An Open Letter to Sharks
(EDITOR'S NOTE: We have been cleaning out the Arteejee blog closet to close out the year, and we found this unpublished piece originally written in July, when it was more relevant. Long story as to why it got shoved in the closet, but suffice it to say that somehow the file got corrupted before publication and the temperamental author threw a hissy fit, with a vow that the offending entry would never see the light of day. Or at least a day when Arteejee is out of ideas. That day - when the blog muse is MIA - has arrived. Please enjoy!)
As you probably have heard by now, there has been another public relations disaster unleashed on an unsuspecting public about your species. A television network has recently released a film called Sharknado, which depicts a cataclysmic weather event that bodily picks up thousands of your brethren and deposits them on dry land, where they devour every biped in sight. Okay, so perhaps this is a feeding frenzy that is beyond your wildest dreams, but it perpetuates negative stereotypes for your kind nonetheless.
This is the worst example of anti-marine mammal propaganda since the Peter Benchley debacle of 1975. I think you recovered nicely from the summer of Jaws, but this latest work, as the kids are prone to say nowadays, went viral, which means that a lot of people saw it.

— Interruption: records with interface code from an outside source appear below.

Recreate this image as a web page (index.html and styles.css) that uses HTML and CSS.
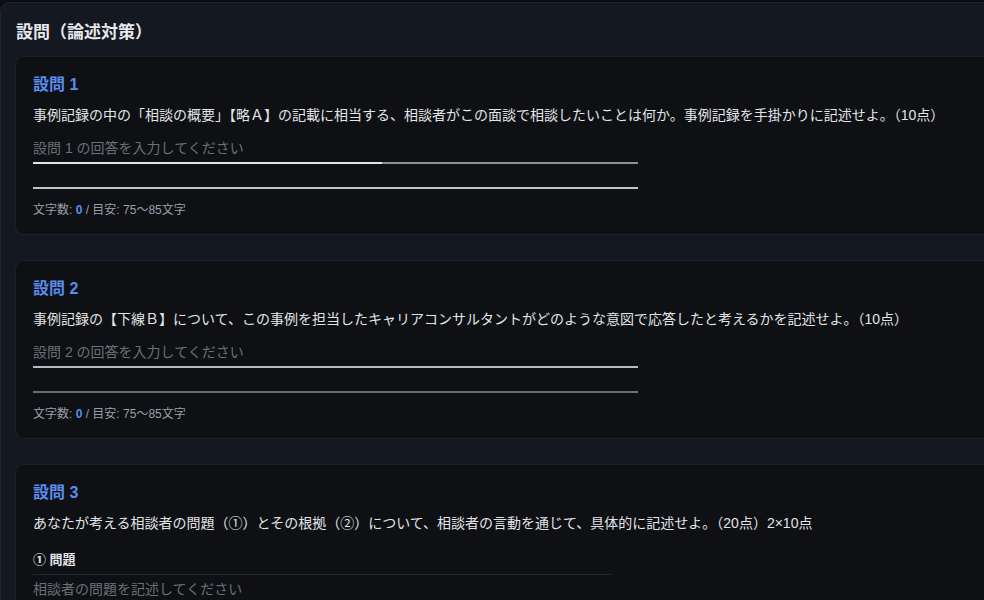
FILE: index.html
```html
<!DOCTYPE html>
<html lang="ja">
<head>
<meta charset="utf-8">
<title>設問（論述対策）</title>
<link rel="stylesheet" href="styles.css">
</head>
<body>
<section class="panel">
  <h2 class="panel-title">設問（論述対策）</h2>
  <div class="cards">
    <article class="card">
      <h3 class="q-title">設問 1</h3>
      <p class="q-text">事例記録の中の「相談の概要」【略Ａ】の記載に相当する、相談者がこの面談で相談したいことは何か。事例記録を手掛かりに記述せよ。（10点）</p>
      <div class="answer">
        <div class="ph">設問 1 の回答を入力してください</div>
        <div class="rule rule-a1"></div>
        <div class="gap"></div>
        <div class="rule rule-b1"></div>
      </div>
      <div class="count">文字数: <b>0</b> / 目安: 75〜85文字</div>
    </article>
    <article class="card">
      <h3 class="q-title">設問 2</h3>
      <p class="q-text">事例記録の【下線Ｂ】について、この事例を担当したキャリアコンサルタントがどのような意図で応答したと考えるかを記述せよ。（10点）</p>
      <div class="answer">
        <div class="ph">設問 2 の回答を入力してください</div>
        <div class="rule rule-a2"></div>
        <div class="gap"></div>
        <div class="rule rule-b2"></div>
      </div>
      <div class="count">文字数: <b>0</b> / 目安: 75〜85文字</div>
    </article>
    <article class="card">
      <h3 class="q-title">設問 3</h3>
      <p class="q-text">あなたが考える相談者の問題（①）とその根拠（②）について、相談者の言動を通じて、具体的に記述せよ。（20点）2×10点</p>
      <div class="sub">
        <div class="sub-label">① 問題</div>
        <div class="sub-box">相談者の問題を記述してください</div>
      </div>
    </article>
  </div>
</section>
</body>
</html>
```

FILE: styles.css
```css
html, body {
  margin: 0;
  padding: 0;
  background: #0b0d11;
  overflow: hidden;
  width: 984px;
  height: 600px;
}
body {
  padding-top: 2px;
  font-family: "Liberation Sans", "Noto Sans CJK JP", sans-serif;
  color: #e4e6eb;
}
.panel {
  width: 1100px;
  box-sizing: border-box;
  background: #141821;
  border: 1px solid #20252f;
  border-radius: 10px;
  padding: 17px 14px 40px 14px;
}
.panel-title {
  margin: 0 0 10px 1px;
  font-size: 17px;
  line-height: 26px;
  font-weight: 700;
  color: #e6e8ec;
}
.cards {
  display: flex;
  flex-direction: column;
  gap: 25px;
}
.card {
  background: #0e1014;
  border: 1px solid #1d222a;
  border-radius: 9px;
  padding: 16px 17px 16px 17px;
}
.q-title {
  margin: 0;
  font-size: 16px;
  line-height: 24px;
  font-weight: 700;
  color: #5a8def;
}
.q-text {
  margin: 7px 0 0 0;
  font-size: 14px;
  line-height: 22px;
  color: #e2e4e8;
}
.answer {
  width: 605px;
  margin-top: 11px;
}
.ph {
  font-size: 14px;
  line-height: 22px;
  color: #6b6f78;
  padding-bottom: 3px;
}
.rule {
  height: 2px;
}
.rule-a1 {
  background: linear-gradient(to right, #e4e4e6 0, #e4e4e6 349px, #8f9094 349px);
}
.rule-b1 { background: #c3c4c8; }
.rule-a2 { background: #b9babd; }
.rule-b2 { background: #6d6e72; }
.gap { height: 23px; }
.count {
  margin-top: 13px;
  font-size: 12px;
  line-height: 16px;
  color: #9a9ea6;
}
.count b {
  color: #5a8def;
  font-weight: 700;
}
.sub {
  margin-top: 16px;
}
.sub-label {
  font-size: 13px;
  line-height: 20px;
  font-weight: 700;
  color: #e6e8ec;
  margin-bottom: 4px;
}
.sub-box {
  width: 578px;
  border-top: 1px solid #22262d;
  padding-top: 3px;
  font-size: 14px;
  line-height: 22px;
  color: #6b6f78;
}
```
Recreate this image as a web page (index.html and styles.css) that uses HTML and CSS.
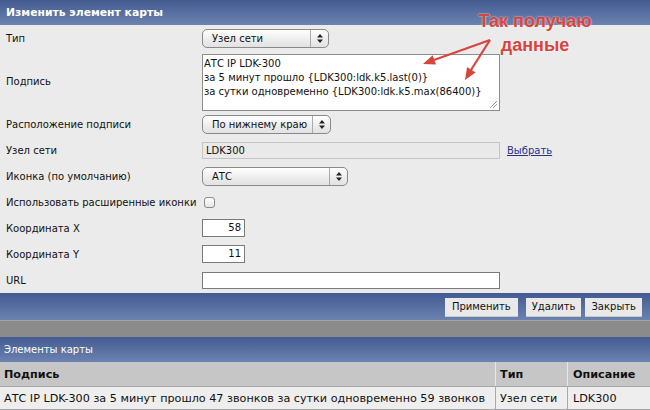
FILE: index.html
```html
<!DOCTYPE html>
<html lang="ru">
<head>
    <meta charset="UTF-8">
    <title>Изменить элемент карты</title>
    <link rel="stylesheet" href="styles.css">
</head>
<body>
    <div class="panel">
        <div class="bar title">Изменить элемент карты</div>

        <div class="form">
            <div class="row">
                <div class="label">Тип</div>
                <div class="field">
                    <div class="select w-type"><span>Узел сети</span><i class="arrows"><svg width="6" height="9" viewBox="0 0 6 9"><path d="M3 0L6 3.5H0Z M3 9L0 5.5H6Z" fill="#222"/></svg></i></div>
                </div>
            </div>
            <div class="row tall">
                <div class="label">Подпись</div>
                <div class="field">
                    <div class="textarea">АТС IP LDK-300<br>за 5 минут прошло {LDK300:ldk.k5.last(0)}<br>за сутки одновременно {LDK300:ldk.k5.max(86400)}<span class="grip"></span></div>
                </div>
            </div>
            <div class="row">
                <div class="label">Расположение подписи</div>
                <div class="field">
                    <div class="select w-pos"><span>По нижнему краю</span><i class="arrows"><svg width="6" height="9" viewBox="0 0 6 9"><path d="M3 0L6 3.5H0Z M3 9L0 5.5H6Z" fill="#222"/></svg></i></div>
                </div>
            </div>
            <div class="row">
                <div class="label">Узел сети</div>
                <div class="field">
                    <div class="input readonly wide">LDK300</div>
                    <a class="link" href="#">Выбрать</a>
                </div>
            </div>
            <div class="row">
                <div class="label">Иконка (по умолчанию)</div>
                <div class="field">
                    <div class="select w-icon"><span>АТС</span><i class="arrows"><svg width="6" height="9" viewBox="0 0 6 9"><path d="M3 0L6 3.5H0Z M3 9L0 5.5H6Z" fill="#222"/></svg></i></div>
                </div>
            </div>
            <div class="row">
                <div class="label">Использовать расширенные иконки</div>
                <div class="field"><span class="checkbox"></span></div>
            </div>
            <div class="row">
                <div class="label">Координата X</div>
                <div class="field"><div class="input num">58</div></div>
            </div>
            <div class="row">
                <div class="label">Координата Y</div>
                <div class="field"><div class="input num">11</div></div>
            </div>
            <div class="row">
                <div class="label">URL</div>
                <div class="field"><div class="input wide url"></div></div>
            </div>
        </div>

        <div class="bar buttons">
            <button class="btn">Применить</button>
            <button class="btn">Удалить</button>
            <button class="btn">Закрыть</button>
        </div>
        <div class="gap"></div>

        <div class="bar subtitle">Элементы карты</div>
        <table class="list">
            <tr>
                <th class="c-text">Подпись</th>
                <th class="c-type">Тип</th>
                <th class="c-desc">Описание</th>
            </tr>
            <tr>
                <td>АТС IP LDK-300 за 5 минут прошло 47 звонков за сутки одновременно 59 звонков</td>
                <td>Узел сети</td>
                <td>LDK300</td>
            </tr>
        </table>

        <div class="note">
            <div class="note-text">Так получаю<br>данные</div>
            <svg class="note-arrows" width="120" height="80" viewBox="0 0 120 80">
                <path d="M70 31L14 51" stroke="#d8453d" stroke-width="2.2" fill="none"/>
                <path d="M3 55L16 55.6L12.6 46.2Z" fill="#d8453d"/>
                <path d="M70 31L51 61" stroke="#d8453d" stroke-width="2.2" fill="none"/>
                <path d="M45 71L55.6 63.4L47.1 58.1Z" fill="#d8453d"/>
            </svg>
        </div>
    </div>
</body>
</html>
```

FILE: styles.css
```css
body {
    margin: 0;
    font-family: "DejaVu Sans", Verdana, sans-serif;
    font-size: 10px;
    color: #111;
    background-color: #ebebeb;
}

.panel {
    position: relative;
    width: 650px;
    height: 410px;
    overflow: hidden;
}

.bar {
    background: linear-gradient(#435b91, #6c82b0);
    color: #fff;
}

.title {
    height: 25px;
    line-height: 25px;
    padding-left: 6px;
    font-weight: bold;
    font-size: 10.8px;
}

.row {
    display: flex;
    align-items: center;
    height: 26px;
}
.row.tall { height: 60px; }

.label {
    width: 196px;
    padding-left: 6px;
    flex-shrink: 0;
}

.field {
    display: flex;
    align-items: center;
}

.select {
    display: flex;
    align-items: center;
    justify-content: space-between;
    box-sizing: border-box;
    height: 19px;
    border: 1px solid #8a8a8a;
    border-radius: 5px;
    background: linear-gradient(#ffffff, #ececec 60%, #e2e2e2);
    padding-left: 9px;
}
.w-type { width: 127px; }
.w-pos { width: 129px; }
.w-icon { width: 146px; }

.arrows {
    width: 17px;
    height: 100%;
    border-left: 1px solid #aaa;
    display: flex;
    align-items: center;
    justify-content: center;
}

.textarea {
    position: relative;
    width: 298px;
    height: 57px;
    box-sizing: border-box;
    background: #fff;
    border: 1px solid #8c8c8c;
    padding: 2px 1px;
    line-height: 14px;
    margin-top: 2px;
}
.grip {
    position: absolute;
    right: 2px;
    bottom: 2px;
    width: 7px;
    height: 7px;
    background: linear-gradient(135deg, transparent 45%, #999 45%, #999 52%, transparent 52%, transparent 70%, #999 70%, #999 77%, transparent 77%);
}

.input {
    box-sizing: border-box;
    background: #fff;
    border: 1px solid #7a7a7a;
    height: 18px;
    line-height: 16px;
    padding: 0 3px;
}
.wide { width: 298px; }
.url { height: 17px; }
.num {
    width: 43px;
    text-align: right;
}
.readonly {
    background: #e9e9e9;
    border-color: #c4c4c4;
    height: 17px;
}

.link {
    margin-left: 7px;
    color: #27338a;
}

.checkbox {
    display: block;
    width: 9px;
    height: 9px;
    margin-left: 2px;
    border: 1px solid #8a8a8a;
    border-radius: 3px;
    background: linear-gradient(#fff, #e6e6e6);
}

.buttons {
    height: 27px;
    display: flex;
    justify-content: flex-end;
    align-items: center;
    gap: 4px;
    padding-right: 8px;
}
.btn {
    font-family: "DejaVu Sans", Verdana, sans-serif;
    font-size: 10px;
    color: #111;
    background: #e9e9e9;
    border: none;
    border-bottom: 1px solid #c8c8c8;
    height: 19px;
    padding: 0 6px;
    margin-top: 1px;
}
.btn:first-child {
    margin-right: 4px;
    padding: 0 7px;
}

.gap {
    height: 16px;
    background: #8b8b8b;
    border-top: 1px solid #a5a5a5;
}

.subtitle {
    height: 25px;
    line-height: 25px;
    padding-left: 4px;
}

.list {
    width: 650px;
    table-layout: fixed;
    border-collapse: collapse;
    font-size: 11.2px;
}
.list th {
    background: #c6c6c6;
    text-align: left;
    height: 24px;
    padding: 0 4px;
    border-right: 1px solid #e8e8e8;
    border-bottom: 1px solid #a8a8a8;
}
.list td {
    background: #eeeeee;
    height: 22px;
    padding: 0 4px;
    white-space: nowrap;
    overflow: hidden;
    border-right: 1px solid #a8a8a8;
    border-bottom: 1px solid #a8a8a8;
}
.list th:last-child, .list td:last-child {
    padding-left: 5px;
    border-right: none;
}
.c-text { width: 487px; }
.c-type { width: 63px; }

.note {
    position: absolute;
    left: 420px;
    top: 9px;
    width: 230px;
    height: 80px;
}
.note-text {
    position: absolute;
    left: 55px;
    top: 0;
    width: 120px;
    text-align: center;
    font-family: "Liberation Sans", Arial, sans-serif;
    font-weight: bold;
    font-size: 18px;
    line-height: 24px;
    color: #d8453d;
    text-shadow: 0 0 2px rgba(255, 255, 255, 0.9);
}
.note-arrows {
    position: absolute;
    left: 0;
    top: 0;
}
```
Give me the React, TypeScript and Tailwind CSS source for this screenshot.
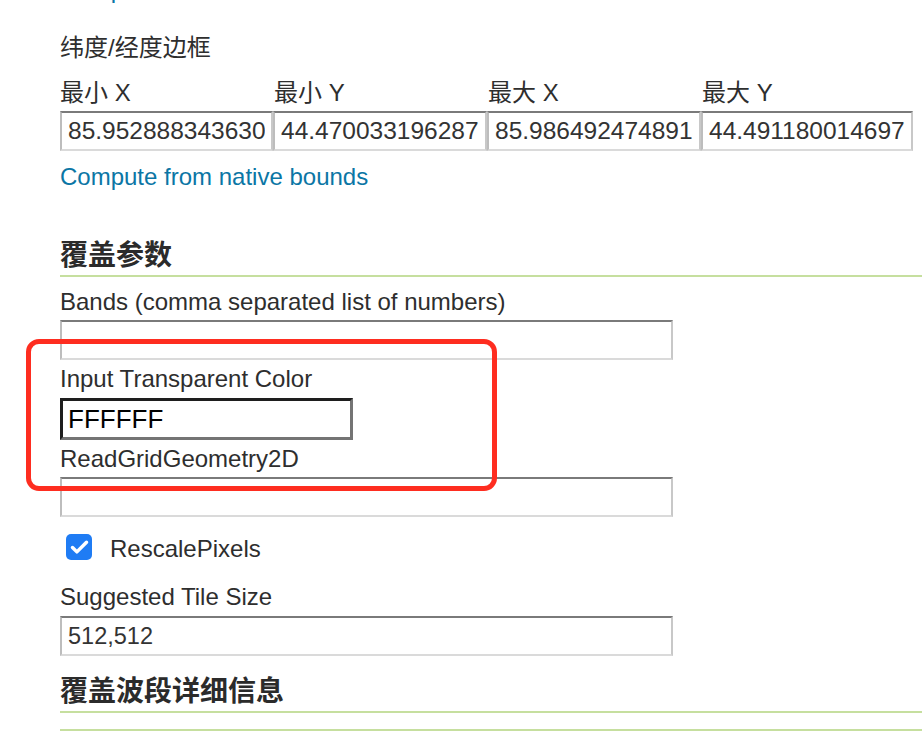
import { Check } from 'lucide-react';

const font = "font-['Liberation_Sans','Noto_Sans_CJK_SC',sans-serif]";

const TextInput = ({ value = '', className = '' }: { value?: string; className?: string }) => (
  <input
    readOnly
    value={value}
    className={`block h-[40px] border-2 border-t-[#7a7a7a] border-l-[#bdbdbd] border-r-[#c8c8c8] border-b-[#dadada] bg-white px-[6px] text-[#333] outline-none ${font} ${className}`}
  />
);

const Label = ({ children, className = '' }: { children: React.ReactNode; className?: string }) => (
  <div className={`h-[28px] text-[24px] leading-[28px] text-[#2e2e2e] whitespace-nowrap ${className}`}>{children}</div>
);

const SectionTitle = ({ children, className = '' }: { children: React.ReactNode; className?: string }) => (
  <h3 className={`h-[39px] pb-px border-b-2 border-[#c6df9f] text-[28px] leading-[36px] font-bold text-[#2b2b2b] ${className}`}>
    {children}
  </h3>
);

const bbox = [
  { label: '最小 X', value: '85.95288834363066' },
  { label: '最小 Y', value: '44.47003319628725' },
  { label: '最大 X', value: '85.98649247489135' },
  { label: '最大 Y', value: '44.49118001469795' },
];

export default function App() {
  return (
    <div className={`relative w-[922px] h-[732px] overflow-hidden bg-white pl-[60px] ${font}`}>
      {/* previous section's link, scrolled mostly out of view */}
      <div className="mt-[-24px] h-[28px] text-[24px] leading-[28px] text-[#0b76a5]">Compute from SRS bounds</div>

      <Label className="mt-[30px]">纬度/经度边框</Label>
      <div className="mt-[17px] grid grid-cols-[214px_214px_214px_211px]">
        {bbox.map((b) => (
          <Label key={b.label}>{b.label}</Label>
        ))}
      </div>
      <div className="mt-[4px] grid grid-cols-[213px_214px_214px_212px]">
        {bbox.map((b, i) => (
          <TextInput key={b.label} value={b.value} className={`text-[24.5px] ${i === 0 ? 'w-[213px]' : 'w-full'}`} />
        ))}
      </div>
      <div className="mt-[12px] h-[28px] text-[24px] leading-[28px] text-[#0b76a5]">Compute from native bounds</div>

      <SectionTitle className="mt-[47px]">覆盖参数</SectionTitle>

      <Label className="mt-[11px]">Bands (comma separated list of numbers)</Label>
      <TextInput className="mt-[4px] w-[613px] text-[24px]" />

      <Label className="mt-[5px]">Input Transparent Color</Label>
      <input
        readOnly
        value="FFFFFF"
        className={`mt-[5px] block h-[42px] w-[293px] border-[3px] border-t-[#1e1e1e] border-l-[#1e1e1e] border-r-[#747474] border-b-[#747474] bg-white px-[5px] text-[26px] text-black outline-none ${font}`}
      />

      <Label className="mt-[5px]">ReadGridGeometry2D</Label>
      <TextInput className="mt-[4px] w-[613px] text-[24px]" />

      <div className="mt-[17px] flex items-start">
        <span className="ml-[6px] flex h-[26px] w-[26px] items-center justify-center rounded-[5px] bg-[#1f7cf4]">
          <Check className="h-[21px] w-[21px] text-white" strokeWidth={4} />
        </span>
        <Label className="ml-[18px] mt-px">RescalePixels</Label>
      </div>

      <Label className="mt-[20px]">Suggested Tile Size</Label>
      <TextInput value="512,512" className="mt-[5px] w-[613px] text-[23.5px]" />

      <SectionTitle className="mt-[18px]">覆盖波段详细信息</SectionTitle>
      <div className="mt-[16px] h-[2px] bg-[#c6df9f]" />

      {/* annotation */}
      <div className="absolute left-[26px] top-[339px] h-[152px] w-[471px] rounded-[13px] border-[5px] border-[#fe2d20]" />
    </div>
  );
}
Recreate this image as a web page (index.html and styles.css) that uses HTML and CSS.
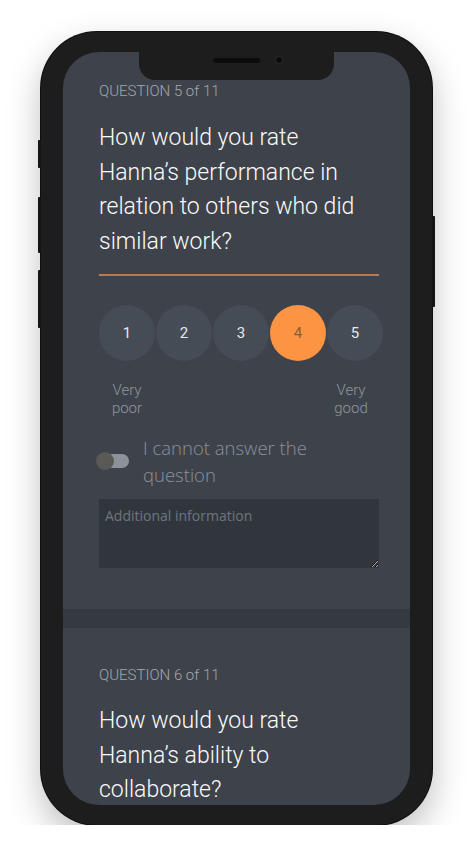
FILE: index.html
```html
<!DOCTYPE html>
<html lang="en">
<head>
    <meta charset="UTF-8">
    <meta name="viewport" content="width=device-width, initial-scale=1.0">
    <title>Feedback survey</title>
    <link rel="stylesheet" href="styles.css">
</head>
<body>
    <div class="phone">
        <span class="side-btn left b1"></span>
        <span class="side-btn left b2"></span>
        <span class="side-btn left b3"></span>
        <span class="side-btn right b4"></span>
        <div class="screen">
            <div class="notch">
                <span class="speaker"></span>
                <span class="camera"></span>
            </div>

            <div class="question">
                <p class="q-label">QUESTION 5 of 11</p>
                <h2 class="q-title">How would you rate Hanna’s performance in relation to others who did similar work?</h2>
                <div class="divider"></div>
                <div class="rating">
                    <button class="dot">1</button>
                    <button class="dot">2</button>
                    <button class="dot">3</button>
                    <button class="dot active">4</button>
                    <button class="dot">5</button>
                </div>
                <div class="scale">
                    <span>Very<br>poor</span>
                    <span>Very<br>good</span>
                </div>
                <label class="skip">
                    <span class="toggle"><span class="knob"></span></span>
                    <span class="skip-text">I cannot answer the question</span>
                </label>
                <textarea class="extra" placeholder="Additional information"></textarea>
            </div>

            <div class="band"></div>

            <div class="question next">
                <p class="q-label">QUESTION 6 of 11</p>
                <h2 class="q-title">How would you rate Hanna’s ability to collaborate?</h2>
            </div>
        </div>
    </div>
</body>
</html>
```

FILE: styles.css
```css
body {
    margin: 0;
    padding: 32px 0 0 41px;
    background-color: #fff;
    font-family: Roboto, "Liberation Sans", sans-serif;
}
.phone {
    position: relative;
    width: 391px;
    height: 793px;
    box-sizing: border-box;
    padding: 20px 22px;
    background-color: #1d1d1d;
    border-radius: 56px;
    box-shadow: 0 14px 34px rgba(0,0,0,0.26), 0 0 0 1px #111;
}
.side-btn {
    position: absolute;
    width: 3px;
    background-color: #151515;
    border-radius: 1px;
}
.side-btn.left { left: -3px; }
.side-btn.right { right: -3px; }
.b1 { top: 108px; height: 28px; }
.b2 { top: 165px; height: 56px; }
.b3 { top: 238px; height: 58px; }
.b4 { top: 184px; height: 91px; }
.screen {
    position: relative;
    height: 100%;
    overflow: hidden;
    background-color: #3e434b;
    border-radius: 36px;
}
.notch {
    position: absolute;
    top: 0;
    left: 76px;
    width: 195px;
    height: 28px;
    background-color: #1d1d1d;
    border-radius: 0 0 16px 16px;
}
.speaker {
    position: absolute;
    top: 6px;
    left: 74px;
    width: 47px;
    height: 5px;
    background-color: #0c0c0c;
    border-radius: 3px;
}
.camera {
    position: absolute;
    top: 4px;
    left: 136px;
    width: 8px;
    height: 8px;
    background-color: #0a0a0a;
    border: 1px solid #2c2c2c;
    border-radius: 50%;
    box-sizing: border-box;
}
.question {
    padding: 29px 31px 41px 36px;
}
.question.next {
    padding-top: 37px;
}
.q-label {
    margin: 0;
    font-size: 15px;
    line-height: 20px;
    font-weight: 300;
    color: #a3a8b0;
}
.q-title {
    margin: 20px 0 0;
    font-size: 23px;
    line-height: 34.5px;
    font-weight: 300;
    color: #fafafa;
}
.next .q-title {
    margin-top: 19px;
}
.divider {
    margin-top: 15px;
    height: 2px;
    background-color: #b57b57;
}
.rating {
    display: flex;
    gap: 1px;
    margin-top: 29px;
}
.dot {
    flex: none;
    width: 56px;
    height: 56px;
    padding: 0;
    border: none;
    border-radius: 50%;
    background-color: #464c55;
    color: #e8e8e8;
    font-family: Roboto, "Liberation Sans", sans-serif;
    font-size: 15px;
}
.dot.active {
    background-color: #fc9444;
    color: #8d5d38;
}
.scale {
    display: flex;
    justify-content: space-between;
    width: 284px;
    margin-top: 20px;
}
.scale span {
    width: 56px;
    text-align: center;
    font-size: 15px;
    line-height: 18px;
    font-weight: 300;
    color: #8f959d;
}
.scale span:last-child {
    margin-right: 4px;
}
.skip {
    display: flex;
    align-items: center;
    gap: 11px;
    margin-top: 17px;
}
.toggle {
    position: relative;
    flex: none;
    width: 32px;
    height: 14px;
    margin-left: -2px;
    background-color: #8c9299;
    border-radius: 7px;
}
.knob {
    position: absolute;
    left: -1px;
    top: -2px;
    width: 18px;
    height: 18px;
    background-color: #5a5956;
    border-radius: 50%;
}
.skip-text {
    max-width: 190px;
    padding-left: 3px;
    font-family: "Open Sans", "Liberation Sans", sans-serif;
    font-size: 18.5px;
    line-height: 27px;
    font-weight: 300;
    color: #8b9199;
}
.extra {
    display: block;
    width: 100%;
    height: 69px;
    margin-top: 11px;
    box-sizing: border-box;
    padding: 7px 6px;
    border: none;
    background-color: #31363d;
    font-family: "Open Sans", "Liberation Sans", sans-serif;
    font-size: 14px;
    color: #cfd3d8;
}
.extra::placeholder {
    color: #6f757d;
}
.band {
    height: 19px;
    background-color: #353a41;
}
```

Many ate it up, if you’ll pardon the expression. Many others allowed their jaws to drop in incomprehension, or miscomprehension, or discomprehension, or anti-comprehension, or whatever. Mika Brzezinski’s WTF reaction on MSNBC’s Morning Joe was particularly noteworthy.
The scenes of shark destruction are grisly and disturbing. One poor fellow swallows a chain saw grasping human being and is gutted from the inside out for his trouble. So let this be a lesson to any little sharks reading this: Beware of the McCullough. It will only bring you misery.
What I don’t understand is how the tornado can pick up only sharks and no other animals from the oceans. Why couldn’t it also pick up thousands of shrimp, already deveined and peeled by the winds, and deposited for human consumption? For that matter, why couldn’t the winds also drop jars of cocktail sauce? Now there’s a feeding frenzy into which I could sink my teeth!
It’s a shame that this had to happen again, and just when you were making positive inroads in society. I don’t have the statistics to back this up, but I have heard that the number of sharks admitted to prestigious law schools is up.
I want to make it very clear: I had nothing to do with Sharknado. I would never participate in any venture aimed at the derogatory portrayal of any species of creature. This is particularly true if the species could suddenly jump out of their natural habitat (as Hollywood might have us believe) and swallow me with one fell swoop.
Just to show that my intentions are honorable, I can offer suggestions on how you can counteract this latest attack on your noble species and rehabilitate your public image. You could volunteer at soup kitchens, doling out portions of soup to the homeless instead of chomping down on their limbs. You could read stories to children in schools instead of swallowing them whole. Or you could serve as mentors to young lawyers in thousands of law offices across the country, instead of savaging them.
Lastly, let me thank you, sharks of the world, for the great job you do in ridding the world’s oceans of the dead and dying sea creatures. Your predatory life style keeps the waters clean for the living, thriving denizens of our global waters. If it weren’t for you, we would be up to our scuppers in shrimp shells!
(Thank you for reading post #777! Sharks are also great served with cocktail sauce. No, no, wait! I didn’t mean that!)